You don’t even have to be a Christian to know the famous verse from Jeremiah 29:11…
“For I know the plans I have for you, declares the Lord, plans for welfare and not for evil, to give you a future and a hope.”
If you’re a Christian, you’ve probably clung to that verse at some point. I know I have. I love it because it’s a direct “in your face” to the enemy when he tries to feed us the lies that God isn’t good or doesn’t care.
God is good.
God does care.
No matter what you’re walking through.
No matter what you’re feeling.
No matter if you can’t see an end to the darkness.
All that said, what most of us forget are the verses before and after this famous one. The context of verse 11 is that God has used prophet after prophet to redirect, correct, and warn His children that they’re abandoning His ways and His protection. When they refuse to turn back to Him, He sends His own children into captivity in Babylon for 70 years. This word in Jeremiah 29 is given to His children as they’re starting their captivity.

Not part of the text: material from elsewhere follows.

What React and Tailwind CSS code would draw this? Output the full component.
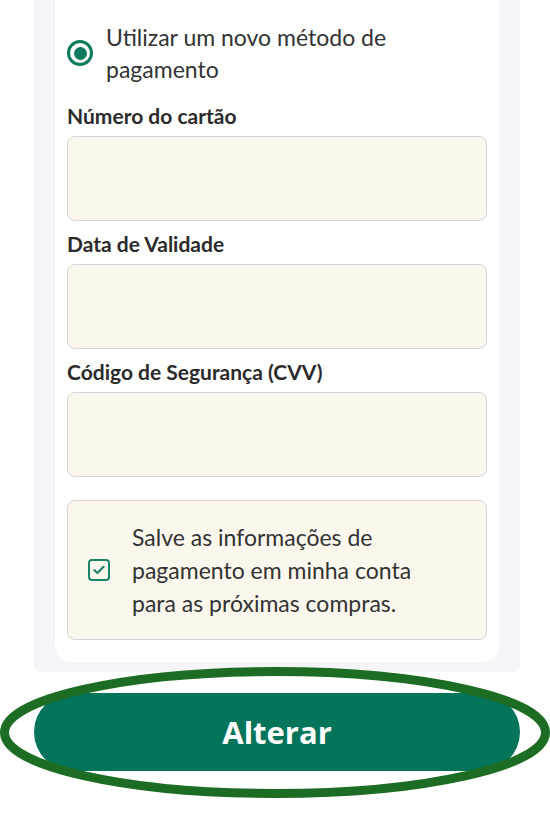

What would you think about God if a foreign enemy just attacked and uprooted you to live in their country under their rule? My guess is that some people would run to God, while others would decide God must not care. The children of God had to be in a state of shock.
Why am I telling you this? I don’t think any of us are going to be whisked away by a foreign enemy, but there are always times when we end up in places we don’t like with fear in our hearts. In our current series at One City, Redefining Greatness, Chris has talked about how we move from pain to promise. What I love about understanding the context of this passage is seeing God’s kindness even when hard things are happening.
He tells them how long it will be (no guessing – verse 10).
He tells them not to put life on hold (build houses and marry – verses 5-6).
He tells them how to find peace (“But seek the welfare of the city where I have sent you into exile, and pray to the Lord on its behalf, for in its welfare you will find your welfare” – verse 7).
Some of the people taken into captivity were faithless. Some of the people taken into captivity were actually faithful. Either way, God was comforting them, telling them how to navigate their current reality and letting them know that, even in their darkest hours, He would be their light.
I leave you with these two timeless truths today:
- If your current reality is not as you desire, God still has a way for you to thrive in your present circumstances. Ask Him what steps you need to take.
- If God cares so deeply that He gives us a path of light when we’re being disciplined, know that His compassion overflows when we feel like we’re being held captive by choices outside of our own.